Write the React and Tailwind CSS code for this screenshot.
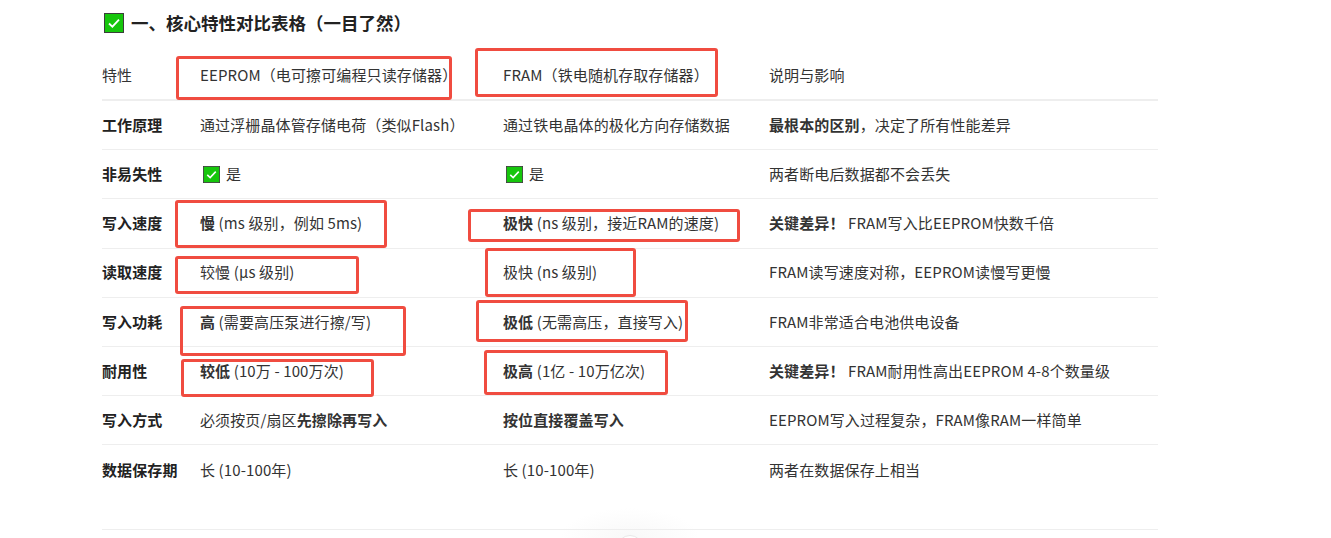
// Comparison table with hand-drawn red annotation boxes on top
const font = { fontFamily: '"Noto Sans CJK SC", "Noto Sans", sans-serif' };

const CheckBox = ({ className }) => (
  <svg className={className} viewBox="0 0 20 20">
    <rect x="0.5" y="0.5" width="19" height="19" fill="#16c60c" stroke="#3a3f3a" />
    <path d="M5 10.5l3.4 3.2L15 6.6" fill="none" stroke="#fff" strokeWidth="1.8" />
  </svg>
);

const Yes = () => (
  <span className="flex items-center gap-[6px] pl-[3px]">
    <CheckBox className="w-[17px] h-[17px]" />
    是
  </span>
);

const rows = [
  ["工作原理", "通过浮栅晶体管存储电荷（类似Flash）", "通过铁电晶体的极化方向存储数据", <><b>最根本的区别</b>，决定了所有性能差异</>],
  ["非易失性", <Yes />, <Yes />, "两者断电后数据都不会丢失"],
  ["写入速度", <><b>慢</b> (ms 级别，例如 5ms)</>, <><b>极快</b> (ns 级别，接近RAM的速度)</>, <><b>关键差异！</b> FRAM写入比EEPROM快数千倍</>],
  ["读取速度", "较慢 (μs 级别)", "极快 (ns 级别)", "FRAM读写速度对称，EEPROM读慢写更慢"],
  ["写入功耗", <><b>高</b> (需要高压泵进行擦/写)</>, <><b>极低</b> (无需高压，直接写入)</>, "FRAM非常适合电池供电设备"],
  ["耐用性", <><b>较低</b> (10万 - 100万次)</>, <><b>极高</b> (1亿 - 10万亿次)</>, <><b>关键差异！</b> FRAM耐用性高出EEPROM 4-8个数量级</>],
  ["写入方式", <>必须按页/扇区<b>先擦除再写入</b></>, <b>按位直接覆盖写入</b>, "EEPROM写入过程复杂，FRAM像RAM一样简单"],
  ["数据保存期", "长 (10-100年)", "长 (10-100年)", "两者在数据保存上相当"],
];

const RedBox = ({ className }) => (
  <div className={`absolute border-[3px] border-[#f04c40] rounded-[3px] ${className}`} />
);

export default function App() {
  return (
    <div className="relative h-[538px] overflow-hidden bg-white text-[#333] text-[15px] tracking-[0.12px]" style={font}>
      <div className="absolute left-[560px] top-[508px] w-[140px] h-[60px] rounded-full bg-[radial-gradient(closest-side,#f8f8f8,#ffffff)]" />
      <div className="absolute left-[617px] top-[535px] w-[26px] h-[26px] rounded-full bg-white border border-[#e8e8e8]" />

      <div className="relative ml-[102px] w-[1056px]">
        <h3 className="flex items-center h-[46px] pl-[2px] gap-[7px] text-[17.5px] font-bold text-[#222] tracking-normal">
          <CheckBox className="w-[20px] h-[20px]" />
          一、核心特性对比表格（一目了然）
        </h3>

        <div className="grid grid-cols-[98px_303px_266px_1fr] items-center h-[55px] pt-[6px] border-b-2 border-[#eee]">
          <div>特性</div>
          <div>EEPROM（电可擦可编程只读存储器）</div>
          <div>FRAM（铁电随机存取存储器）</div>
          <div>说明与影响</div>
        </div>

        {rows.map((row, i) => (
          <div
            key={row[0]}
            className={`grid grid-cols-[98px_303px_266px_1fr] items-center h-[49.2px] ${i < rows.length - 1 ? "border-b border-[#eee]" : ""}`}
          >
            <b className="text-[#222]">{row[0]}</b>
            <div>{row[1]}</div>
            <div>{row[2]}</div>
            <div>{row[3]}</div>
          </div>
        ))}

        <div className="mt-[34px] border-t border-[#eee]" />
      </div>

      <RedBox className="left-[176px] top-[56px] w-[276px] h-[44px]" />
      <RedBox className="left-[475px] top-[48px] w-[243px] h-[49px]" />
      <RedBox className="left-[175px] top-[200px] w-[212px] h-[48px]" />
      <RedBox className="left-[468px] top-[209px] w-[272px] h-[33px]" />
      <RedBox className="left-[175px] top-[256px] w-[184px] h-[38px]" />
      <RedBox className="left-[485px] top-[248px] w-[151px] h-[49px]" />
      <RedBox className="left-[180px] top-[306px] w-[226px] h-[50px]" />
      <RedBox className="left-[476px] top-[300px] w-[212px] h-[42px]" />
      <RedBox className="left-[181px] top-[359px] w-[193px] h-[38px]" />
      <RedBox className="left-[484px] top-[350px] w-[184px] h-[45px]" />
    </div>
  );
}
==============================
(TASK TO COMPLETE)
Exclude every picture and copy the remaining data exactly.

(SOLUTION TO THIS PROBLEM)
Write the React and Tailwind CSS code for this screenshot.
// Comparison table with hand-drawn red annotation boxes on top
const font = { fontFamily: '"Noto Sans CJK SC", "Noto Sans", sans-serif' };

const CheckBox = ({ className }) => (
  <svg className={className} viewBox="0 0 20 20">
    <rect x="0.5" y="0.5" width="19" height="19" fill="#16c60c" stroke="#3a3f3a" />
    <path d="M5 10.5l3.4 3.2L15 6.6" fill="none" stroke="#fff" strokeWidth="1.8" />
  </svg>
);

const Yes = () => (
  <span className="flex items-center gap-[6px] pl-[3px]">
    <CheckBox className="w-[17px] h-[17px]" />
    是
  </span>
);

const rows = [
  ["工作原理", "通过浮栅晶体管存储电荷（类似Flash）", "通过铁电晶体的极化方向存储数据", <><b>最根本的区别</b>，决定了所有性能差异</>],
  ["非易失性", <Yes />, <Yes />, "两者断电后数据都不会丢失"],
  ["写入速度", <><b>慢</b> (ms 级别，例如 5ms)</>, <><b>极快</b> (ns 级别，接近RAM的速度)</>, <><b>关键差异！</b> FRAM写入比EEPROM快数千倍</>],
  ["读取速度", "较慢 (μs 级别)", "极快 (ns 级别)", "FRAM读写速度对称，EEPROM读慢写更慢"],
  ["写入功耗", <><b>高</b> (需要高压泵进行擦/写)</>, <><b>极低</b> (无需高压，直接写入)</>, "FRAM非常适合电池供电设备"],
  ["耐用性", <><b>较低</b> (10万 - 100万次)</>, <><b>极高</b> (1亿 - 10万亿次)</>, <><b>关键差异！</b> FRAM耐用性高出EEPROM 4-8个数量级</>],
  ["写入方式", <>必须按页/扇区<b>先擦除再写入</b></>, <b>按位直接覆盖写入</b>, "EEPROM写入过程复杂，FRAM像RAM一样简单"],
  ["数据保存期", "长 (10-100年)", "长 (10-100年)", "两者在数据保存上相当"],
];

const RedBox = ({ className }) => (
  <div className={`absolute border-[3px] border-[#f04c40] rounded-[3px] ${className}`} />
);

export default function App() {
  return (
    <div className="relative h-[538px] overflow-hidden bg-white text-[#333] text-[15px] tracking-[0.12px]" style={font}>
      <div className="absolute left-[560px] top-[508px] w-[140px] h-[60px] rounded-full bg-[radial-gradient(closest-side,#f8f8f8,#ffffff)]" />
      <div className="absolute left-[617px] top-[535px] w-[26px] h-[26px] rounded-full bg-white border border-[#e8e8e8]" />

      <div className="relative ml-[102px] w-[1056px]">
        <h3 className="flex items-center h-[46px] pl-[2px] gap-[7px] text-[17.5px] font-bold text-[#222] tracking-normal">
          <CheckBox className="w-[20px] h-[20px]" />
          一、核心特性对比表格（一目了然）
        </h3>

        <div className="grid grid-cols-[98px_303px_266px_1fr] items-center h-[55px] pt-[6px] border-b-2 border-[#eee]">
          <div>特性</div>
          <div>EEPROM（电可擦可编程只读存储器）</div>
          <div>FRAM（铁电随机存取存储器）</div>
          <div>说明与影响</div>
        </div>

        {rows.map((row, i) => (
          <div
            key={row[0]}
            className={`grid grid-cols-[98px_303px_266px_1fr] items-center h-[49.2px] ${i < rows.length - 1 ? "border-b border-[#eee]" : ""}`}
          >
            <b className="text-[#222]">{row[0]}</b>
            <div>{row[1]}</div>
            <div>{row[2]}</div>
            <div>{row[3]}</div>
          </div>
        ))}

        <div className="mt-[34px] border-t border-[#eee]" />
      </div>

      <RedBox className="left-[176px] top-[56px] w-[276px] h-[44px]" />
      <RedBox className="left-[475px] top-[48px] w-[243px] h-[49px]" />
      <RedBox className="left-[175px] top-[200px] w-[212px] h-[48px]" />
      <RedBox className="left-[468px] top-[209px] w-[272px] h-[33px]" />
      <RedBox className="left-[175px] top-[256px] w-[184px] h-[38px]" />
      <RedBox className="left-[485px] top-[248px] w-[151px] h-[49px]" />
      <RedBox className="left-[180px] top-[306px] w-[226px] h-[50px]" />
      <RedBox className="left-[476px] top-[300px] w-[212px] h-[42px]" />
      <RedBox className="left-[181px] top-[359px] w-[193px] h-[38px]" />
      <RedBox className="left-[484px] top-[350px] w-[184px] h-[45px]" />
    </div>
  );
}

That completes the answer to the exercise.